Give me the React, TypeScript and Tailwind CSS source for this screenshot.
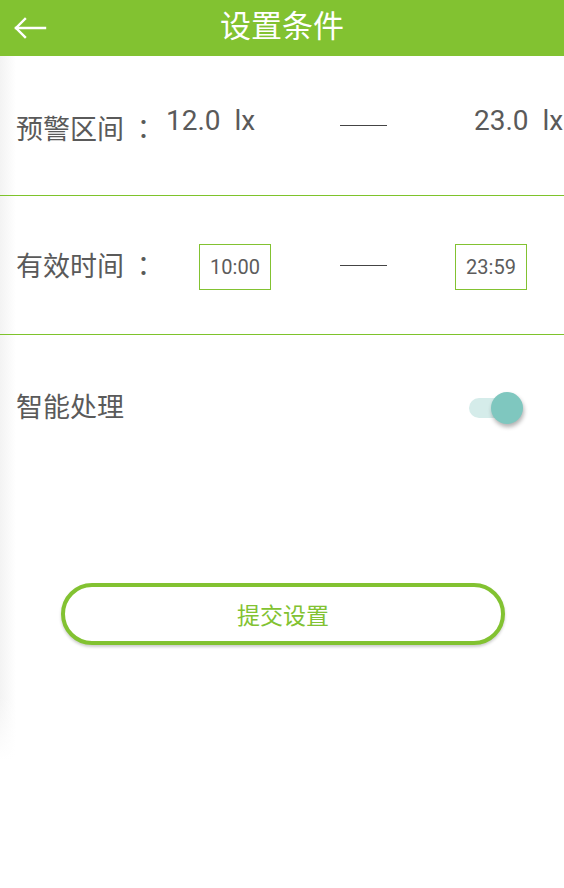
const cjk = "font-['Noto_Sans_CJK_SC','Noto_Sans',sans-serif]";
const colonFont = "font-['Noto_Sans_CJK_TC','Noto_Sans',sans-serif]";
const num = "font-['Roboto','Noto_Sans_CJK_SC',sans-serif]";

function Dash() {
  return <div className="h-px w-[47px] bg-[#444444]" />;
}

function Label({ text }: { text: string }) {
  return (
    <span className={`flex items-center text-[27px] ${cjk}`}>
      {text}
      <span className={`ml-[6px] ${colonFont}`}>：</span>
    </span>
  );
}

function TimeBox({ value }: { value: string }) {
  return (
    <div
      className={`flex h-[46px] w-[72px] items-center justify-center border border-[#82c231] text-[20px] text-[#5c5c5c] ${num}`}
    >
      {value}
    </div>
  );
}

export default function App() {
  return (
    <div className="flex h-[888px] w-[564px] flex-col bg-white">
      <header className="flex h-[56px] shrink-0 items-center bg-[#82c231] px-[13px]">
        <svg width="34" height="24" viewBox="0 0 34 24" fill="none" stroke="white" strokeWidth="2.4" strokeLinecap="square">
          <path d="M3 12H32" />
          <path d="M12 3L3 12L12 21" />
        </svg>
        <h1 className={`-ml-[34px] -mt-[8px] flex-1 text-center text-[31px] text-white ${cjk}`}>设置条件</h1>
      </header>

      <main className="flex h-[704px] flex-col bg-[linear-gradient(to_bottom,rgba(255,255,255,0)_640px,#ffffff_704px),linear-gradient(to_right,#f3f3f3,#ffffff_16px)]">
        <section className="flex h-[139px] items-center pl-[16px] text-[#5a5a5a]">
          <div className="mt-[6px] w-[150px]">
            <Label text="预警区间" />
          </div>
          <span className={`-mt-[10px] w-[174px] whitespace-nowrap text-[28px] ${num}`}>12.0&nbsp; lx</span>
          <Dash />
          <span className={`ml-[87px] -mt-[10px] whitespace-nowrap text-[28px] ${num}`}>23.0&nbsp; lx</span>
        </section>
        <div className="h-px bg-[#7ec32b]" />

        <section className="flex h-[138px] items-center pl-[16px] text-[#5a5a5a]">
          <div className="w-[183px]">
            <Label text="有效时间" />
          </div>
          <div className="mt-[4px]">
            <TimeBox value="10:00" />
          </div>
          <div className="ml-[69px]">
            <Dash />
          </div>
          <div className="ml-[68px] mt-[4px]">
            <TimeBox value="23:59" />
          </div>
        </section>
        <div className="h-px bg-[#7ec32b]" />

        <section className="flex h-[145px] items-center justify-between pl-[16px] pr-[59px] text-[#5a5a5a]">
          <span className={`-mt-[2px] text-[27px] ${cjk}`}>智能处理</span>
          <div className="relative h-[20px] w-[36px] rounded-full bg-[#d5ecea]">
            <div className="absolute -right-[18px] -top-[6px] h-[32px] w-[32px] rounded-full bg-[#7fc7bf] shadow-[1px_3px_4px_rgba(0,0,0,0.3)]" />
          </div>
        </section>

        <div className="mt-[103px] flex justify-center pl-[2px]">
          <button
            className={`flex h-[62px] w-[444px] items-center justify-center rounded-full border-[4px] border-[#82c231] bg-white text-[23px] text-[#82c231] shadow-[0_2px_3px_rgba(0,0,0,0.2)] ${cjk}`}
          >
            提交设置
          </button>
        </div>
      </main>
    </div>
  );
}
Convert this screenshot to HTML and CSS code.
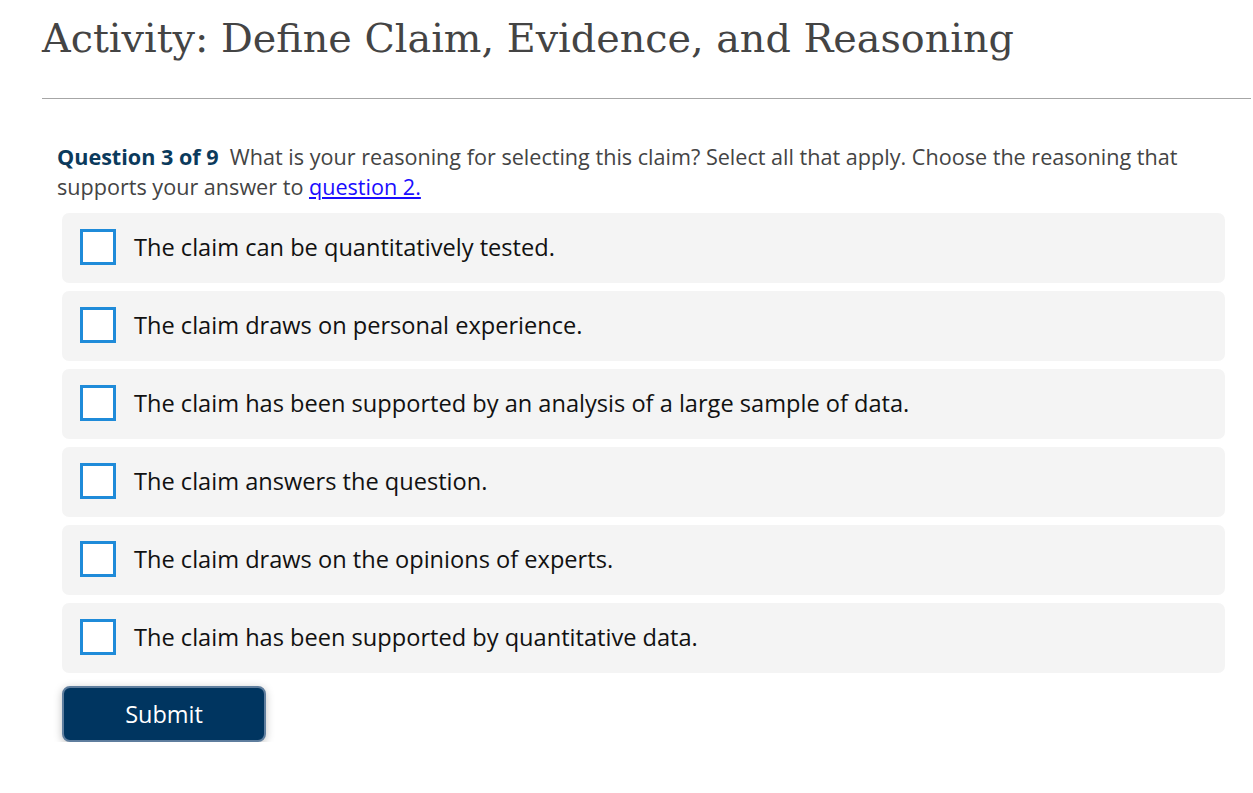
--------------------------------
_Goal:_ Print the listing above in full, exactly as written. Omit any pictures.

_Complete answer:_
Give me the React, TypeScript and Tailwind CSS source for this screenshot.
const cjk = "font-['Noto_Sans_CJK_SC','Noto_Sans',sans-serif]";
const colonFont = "font-['Noto_Sans_CJK_TC','Noto_Sans',sans-serif]";
const num = "font-['Roboto','Noto_Sans_CJK_SC',sans-serif]";

function Dash() {
  return <div className="h-px w-[47px] bg-[#444444]" />;
}

function Label({ text }: { text: string }) {
  return (
    <span className={`flex items-center text-[27px] ${cjk}`}>
      {text}
      <span className={`ml-[6px] ${colonFont}`}>：</span>
    </span>
  );
}

function TimeBox({ value }: { value: string }) {
  return (
    <div
      className={`flex h-[46px] w-[72px] items-center justify-center border border-[#82c231] text-[20px] text-[#5c5c5c] ${num}`}
    >
      {value}
    </div>
  );
}

export default function App() {
  return (
    <div className="flex h-[888px] w-[564px] flex-col bg-white">
      <header className="flex h-[56px] shrink-0 items-center bg-[#82c231] px-[13px]">
        <svg width="34" height="24" viewBox="0 0 34 24" fill="none" stroke="white" strokeWidth="2.4" strokeLinecap="square">
          <path d="M3 12H32" />
          <path d="M12 3L3 12L12 21" />
        </svg>
        <h1 className={`-ml-[34px] -mt-[8px] flex-1 text-center text-[31px] text-white ${cjk}`}>设置条件</h1>
      </header>

      <main className="flex h-[704px] flex-col bg-[linear-gradient(to_bottom,rgba(255,255,255,0)_640px,#ffffff_704px),linear-gradient(to_right,#f3f3f3,#ffffff_16px)]">
        <section className="flex h-[139px] items-center pl-[16px] text-[#5a5a5a]">
          <div className="mt-[6px] w-[150px]">
            <Label text="预警区间" />
          </div>
          <span className={`-mt-[10px] w-[174px] whitespace-nowrap text-[28px] ${num}`}>12.0&nbsp; lx</span>
          <Dash />
          <span className={`ml-[87px] -mt-[10px] whitespace-nowrap text-[28px] ${num}`}>23.0&nbsp; lx</span>
        </section>
        <div className="h-px bg-[#7ec32b]" />

        <section className="flex h-[138px] items-center pl-[16px] text-[#5a5a5a]">
          <div className="w-[183px]">
            <Label text="有效时间" />
          </div>
          <div className="mt-[4px]">
            <TimeBox value="10:00" />
          </div>
          <div className="ml-[69px]">
            <Dash />
          </div>
          <div className="ml-[68px] mt-[4px]">
            <TimeBox value="23:59" />
          </div>
        </section>
        <div className="h-px bg-[#7ec32b]" />

        <section className="flex h-[145px] items-center justify-between pl-[16px] pr-[59px] text-[#5a5a5a]">
          <span className={`-mt-[2px] text-[27px] ${cjk}`}>智能处理</span>
          <div className="relative h-[20px] w-[36px] rounded-full bg-[#d5ecea]">
            <div className="absolute -right-[18px] -top-[6px] h-[32px] w-[32px] rounded-full bg-[#7fc7bf] shadow-[1px_3px_4px_rgba(0,0,0,0.3)]" />
          </div>
        </section>

        <div className="mt-[103px] flex justify-center pl-[2px]">
          <button
            className={`flex h-[62px] w-[444px] items-center justify-center rounded-full border-[4px] border-[#82c231] bg-white text-[23px] text-[#82c231] shadow-[0_2px_3px_rgba(0,0,0,0.2)] ${cjk}`}
          >
            提交设置
          </button>
        </div>
      </main>
    </div>
  );
}
Convert this screenshot to HTML and CSS code.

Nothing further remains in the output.